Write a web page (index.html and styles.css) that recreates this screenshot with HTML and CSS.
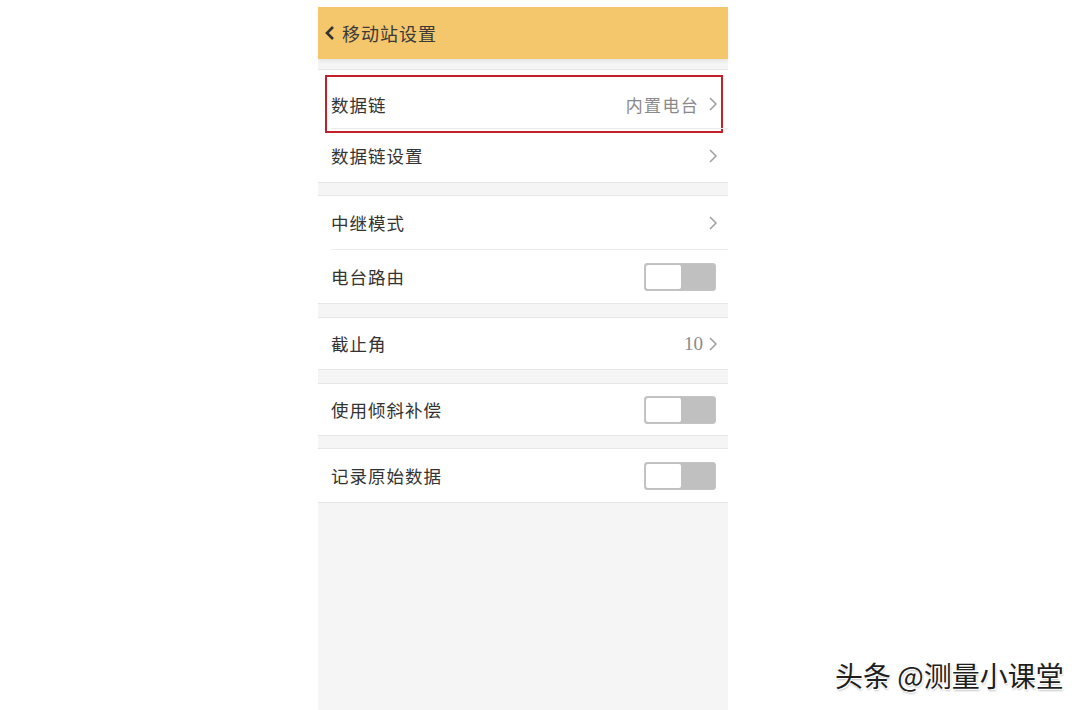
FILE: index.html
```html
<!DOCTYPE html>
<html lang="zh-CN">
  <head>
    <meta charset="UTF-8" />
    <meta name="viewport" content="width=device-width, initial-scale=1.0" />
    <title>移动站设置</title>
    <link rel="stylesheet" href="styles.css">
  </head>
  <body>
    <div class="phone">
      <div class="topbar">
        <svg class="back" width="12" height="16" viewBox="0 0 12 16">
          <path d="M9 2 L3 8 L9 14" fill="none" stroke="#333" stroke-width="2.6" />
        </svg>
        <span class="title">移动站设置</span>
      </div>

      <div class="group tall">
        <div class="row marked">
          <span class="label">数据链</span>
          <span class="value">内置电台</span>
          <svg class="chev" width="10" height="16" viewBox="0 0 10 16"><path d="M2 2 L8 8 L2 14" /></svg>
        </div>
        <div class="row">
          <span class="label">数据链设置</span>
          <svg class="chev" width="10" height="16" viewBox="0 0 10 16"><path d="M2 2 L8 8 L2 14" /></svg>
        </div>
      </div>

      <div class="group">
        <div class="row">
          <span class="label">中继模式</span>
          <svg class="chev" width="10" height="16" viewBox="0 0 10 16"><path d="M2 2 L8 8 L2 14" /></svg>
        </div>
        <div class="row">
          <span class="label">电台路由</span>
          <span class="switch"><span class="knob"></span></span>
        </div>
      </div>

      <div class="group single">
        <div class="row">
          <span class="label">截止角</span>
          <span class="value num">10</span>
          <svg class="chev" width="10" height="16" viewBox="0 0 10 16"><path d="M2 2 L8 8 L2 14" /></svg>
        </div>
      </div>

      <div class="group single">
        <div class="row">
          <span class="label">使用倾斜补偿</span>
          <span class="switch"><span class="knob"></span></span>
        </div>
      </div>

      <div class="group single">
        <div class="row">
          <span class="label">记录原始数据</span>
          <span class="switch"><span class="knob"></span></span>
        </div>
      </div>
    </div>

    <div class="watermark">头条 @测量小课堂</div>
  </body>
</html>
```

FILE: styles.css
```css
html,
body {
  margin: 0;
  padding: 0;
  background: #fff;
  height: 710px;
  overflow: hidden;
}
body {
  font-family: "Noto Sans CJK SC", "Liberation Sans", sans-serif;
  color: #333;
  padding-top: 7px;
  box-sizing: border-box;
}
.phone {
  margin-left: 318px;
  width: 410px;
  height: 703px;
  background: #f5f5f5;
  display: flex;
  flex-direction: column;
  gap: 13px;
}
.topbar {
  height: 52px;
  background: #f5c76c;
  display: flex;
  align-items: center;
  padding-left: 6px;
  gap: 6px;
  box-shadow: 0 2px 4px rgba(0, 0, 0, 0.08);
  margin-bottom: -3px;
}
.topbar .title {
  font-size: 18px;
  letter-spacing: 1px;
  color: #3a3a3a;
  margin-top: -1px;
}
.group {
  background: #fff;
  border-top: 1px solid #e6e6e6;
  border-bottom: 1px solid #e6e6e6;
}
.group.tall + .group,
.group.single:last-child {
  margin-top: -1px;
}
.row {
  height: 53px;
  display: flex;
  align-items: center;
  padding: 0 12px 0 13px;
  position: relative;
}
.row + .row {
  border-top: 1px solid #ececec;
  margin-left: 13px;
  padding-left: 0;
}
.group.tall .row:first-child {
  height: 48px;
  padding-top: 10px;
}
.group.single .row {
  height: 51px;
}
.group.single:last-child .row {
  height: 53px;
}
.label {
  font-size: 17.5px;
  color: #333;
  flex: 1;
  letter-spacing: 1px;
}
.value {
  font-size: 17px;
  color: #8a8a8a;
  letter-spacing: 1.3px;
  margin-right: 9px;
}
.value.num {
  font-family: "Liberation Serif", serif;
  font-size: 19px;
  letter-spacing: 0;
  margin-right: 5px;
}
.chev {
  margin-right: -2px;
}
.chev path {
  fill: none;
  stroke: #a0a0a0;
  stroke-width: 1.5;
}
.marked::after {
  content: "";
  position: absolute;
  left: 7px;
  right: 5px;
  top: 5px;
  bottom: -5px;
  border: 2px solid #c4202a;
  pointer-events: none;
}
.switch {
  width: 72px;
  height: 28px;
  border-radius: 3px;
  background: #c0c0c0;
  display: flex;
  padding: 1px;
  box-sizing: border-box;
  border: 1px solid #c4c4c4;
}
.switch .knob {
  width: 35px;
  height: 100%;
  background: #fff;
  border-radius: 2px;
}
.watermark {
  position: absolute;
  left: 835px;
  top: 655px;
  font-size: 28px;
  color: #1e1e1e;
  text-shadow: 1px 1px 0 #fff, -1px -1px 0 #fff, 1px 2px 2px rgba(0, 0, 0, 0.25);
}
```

—————

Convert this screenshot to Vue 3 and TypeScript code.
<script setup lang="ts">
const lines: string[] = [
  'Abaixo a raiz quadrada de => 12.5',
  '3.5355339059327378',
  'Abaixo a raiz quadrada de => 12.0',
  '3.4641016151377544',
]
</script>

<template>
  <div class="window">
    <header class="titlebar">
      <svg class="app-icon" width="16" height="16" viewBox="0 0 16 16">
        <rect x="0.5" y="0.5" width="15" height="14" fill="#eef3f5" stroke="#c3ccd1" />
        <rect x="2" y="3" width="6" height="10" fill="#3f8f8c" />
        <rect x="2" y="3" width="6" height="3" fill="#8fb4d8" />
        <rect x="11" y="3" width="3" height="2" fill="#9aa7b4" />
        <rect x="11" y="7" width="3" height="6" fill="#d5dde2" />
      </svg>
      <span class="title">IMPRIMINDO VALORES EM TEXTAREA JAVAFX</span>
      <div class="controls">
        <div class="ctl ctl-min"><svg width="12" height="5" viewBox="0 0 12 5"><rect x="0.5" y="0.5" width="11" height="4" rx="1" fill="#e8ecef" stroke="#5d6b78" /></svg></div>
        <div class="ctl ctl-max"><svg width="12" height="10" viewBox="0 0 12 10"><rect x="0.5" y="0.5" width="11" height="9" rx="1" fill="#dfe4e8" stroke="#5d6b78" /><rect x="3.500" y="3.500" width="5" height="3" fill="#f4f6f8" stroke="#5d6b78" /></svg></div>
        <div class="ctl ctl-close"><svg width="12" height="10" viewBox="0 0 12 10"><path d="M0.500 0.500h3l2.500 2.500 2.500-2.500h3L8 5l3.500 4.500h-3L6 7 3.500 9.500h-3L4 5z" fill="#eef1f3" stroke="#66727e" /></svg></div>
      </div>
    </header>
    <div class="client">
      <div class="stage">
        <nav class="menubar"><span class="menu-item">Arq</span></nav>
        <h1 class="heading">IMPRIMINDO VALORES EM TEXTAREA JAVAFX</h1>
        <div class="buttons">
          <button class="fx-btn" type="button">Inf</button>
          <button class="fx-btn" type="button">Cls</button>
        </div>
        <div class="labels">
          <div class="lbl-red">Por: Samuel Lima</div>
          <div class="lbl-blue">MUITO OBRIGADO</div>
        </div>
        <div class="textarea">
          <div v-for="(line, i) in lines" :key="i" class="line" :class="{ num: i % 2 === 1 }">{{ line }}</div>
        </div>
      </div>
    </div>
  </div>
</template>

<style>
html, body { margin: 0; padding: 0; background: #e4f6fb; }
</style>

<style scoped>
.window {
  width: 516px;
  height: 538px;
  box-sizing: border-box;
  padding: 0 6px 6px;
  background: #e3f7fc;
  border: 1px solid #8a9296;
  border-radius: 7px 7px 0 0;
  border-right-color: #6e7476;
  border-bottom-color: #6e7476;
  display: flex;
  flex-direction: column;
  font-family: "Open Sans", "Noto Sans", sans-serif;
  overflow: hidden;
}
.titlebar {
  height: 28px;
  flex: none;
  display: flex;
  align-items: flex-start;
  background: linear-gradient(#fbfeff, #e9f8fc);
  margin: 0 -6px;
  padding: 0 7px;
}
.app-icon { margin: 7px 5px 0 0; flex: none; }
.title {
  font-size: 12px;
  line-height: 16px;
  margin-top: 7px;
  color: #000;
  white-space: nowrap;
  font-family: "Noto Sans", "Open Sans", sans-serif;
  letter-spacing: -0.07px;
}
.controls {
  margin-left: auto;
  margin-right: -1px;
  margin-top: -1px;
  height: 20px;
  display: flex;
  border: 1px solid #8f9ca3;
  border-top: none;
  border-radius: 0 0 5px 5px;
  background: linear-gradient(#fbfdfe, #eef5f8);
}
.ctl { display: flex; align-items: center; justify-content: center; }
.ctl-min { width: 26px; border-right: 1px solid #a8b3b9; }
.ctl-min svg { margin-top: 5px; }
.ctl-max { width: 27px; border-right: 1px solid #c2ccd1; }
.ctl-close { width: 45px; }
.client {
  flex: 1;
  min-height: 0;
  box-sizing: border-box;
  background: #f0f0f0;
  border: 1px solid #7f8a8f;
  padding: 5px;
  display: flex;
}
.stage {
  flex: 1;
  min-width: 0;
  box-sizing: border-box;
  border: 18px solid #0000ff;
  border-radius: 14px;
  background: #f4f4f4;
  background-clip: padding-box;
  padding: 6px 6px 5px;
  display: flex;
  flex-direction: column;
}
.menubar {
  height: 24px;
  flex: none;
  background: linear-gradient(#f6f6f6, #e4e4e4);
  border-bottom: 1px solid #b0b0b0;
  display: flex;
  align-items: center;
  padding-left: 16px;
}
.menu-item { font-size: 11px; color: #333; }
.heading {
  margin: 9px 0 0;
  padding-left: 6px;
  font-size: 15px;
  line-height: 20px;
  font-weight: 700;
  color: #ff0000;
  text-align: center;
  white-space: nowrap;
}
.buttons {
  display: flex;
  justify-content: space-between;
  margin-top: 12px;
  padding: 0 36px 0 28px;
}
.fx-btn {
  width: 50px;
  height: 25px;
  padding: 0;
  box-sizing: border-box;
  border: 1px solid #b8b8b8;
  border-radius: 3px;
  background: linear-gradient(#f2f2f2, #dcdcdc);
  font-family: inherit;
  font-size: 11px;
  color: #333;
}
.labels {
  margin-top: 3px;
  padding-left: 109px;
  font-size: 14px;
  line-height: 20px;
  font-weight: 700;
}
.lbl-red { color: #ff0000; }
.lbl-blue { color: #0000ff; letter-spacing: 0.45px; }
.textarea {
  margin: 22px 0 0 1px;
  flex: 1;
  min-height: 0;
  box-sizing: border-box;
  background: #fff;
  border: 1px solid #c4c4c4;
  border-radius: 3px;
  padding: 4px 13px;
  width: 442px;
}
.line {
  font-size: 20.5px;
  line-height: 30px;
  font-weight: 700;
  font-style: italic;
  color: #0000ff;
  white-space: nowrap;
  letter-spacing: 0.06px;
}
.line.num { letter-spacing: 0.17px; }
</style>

—————

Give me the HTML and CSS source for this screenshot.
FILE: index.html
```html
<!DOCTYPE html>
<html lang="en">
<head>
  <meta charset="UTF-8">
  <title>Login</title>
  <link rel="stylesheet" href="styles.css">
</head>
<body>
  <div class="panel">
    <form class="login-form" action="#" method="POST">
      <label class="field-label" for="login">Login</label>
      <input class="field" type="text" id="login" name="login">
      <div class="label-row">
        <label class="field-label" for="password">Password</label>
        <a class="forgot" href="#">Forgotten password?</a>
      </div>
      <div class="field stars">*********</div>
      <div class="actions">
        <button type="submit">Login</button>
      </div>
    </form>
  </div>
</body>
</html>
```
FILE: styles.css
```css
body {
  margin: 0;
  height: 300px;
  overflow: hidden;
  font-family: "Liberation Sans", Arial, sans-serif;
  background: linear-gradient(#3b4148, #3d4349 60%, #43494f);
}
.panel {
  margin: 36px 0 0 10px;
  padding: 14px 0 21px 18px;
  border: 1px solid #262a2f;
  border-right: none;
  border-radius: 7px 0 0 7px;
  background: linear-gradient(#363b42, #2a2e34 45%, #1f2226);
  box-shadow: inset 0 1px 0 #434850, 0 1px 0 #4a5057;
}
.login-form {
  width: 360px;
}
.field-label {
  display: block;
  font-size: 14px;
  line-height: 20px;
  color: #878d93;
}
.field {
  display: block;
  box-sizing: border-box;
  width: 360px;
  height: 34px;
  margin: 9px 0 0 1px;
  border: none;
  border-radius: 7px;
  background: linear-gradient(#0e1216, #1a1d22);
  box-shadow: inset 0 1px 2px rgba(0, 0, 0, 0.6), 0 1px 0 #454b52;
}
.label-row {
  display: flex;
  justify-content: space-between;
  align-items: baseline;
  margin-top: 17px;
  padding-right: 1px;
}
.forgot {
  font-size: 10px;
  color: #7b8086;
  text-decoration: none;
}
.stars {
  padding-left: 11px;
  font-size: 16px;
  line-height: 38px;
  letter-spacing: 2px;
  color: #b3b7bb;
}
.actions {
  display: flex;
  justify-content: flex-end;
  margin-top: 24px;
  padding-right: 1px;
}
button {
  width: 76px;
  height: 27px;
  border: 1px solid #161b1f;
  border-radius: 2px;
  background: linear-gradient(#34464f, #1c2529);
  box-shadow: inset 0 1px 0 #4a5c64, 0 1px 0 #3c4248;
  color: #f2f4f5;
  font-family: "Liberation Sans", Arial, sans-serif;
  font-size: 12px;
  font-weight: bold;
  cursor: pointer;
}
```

—————

WHAT IS REQUIRED:
For each line of the listing that holds the word "screenshot", show that line.

RESULT OF THIS TASK:
Write a web page (index.html and styles.css) that recreates this screenshot with HTML and CSS.
Convert this screenshot to Vue 3 and TypeScript code.
Give me the HTML and CSS source for this screenshot.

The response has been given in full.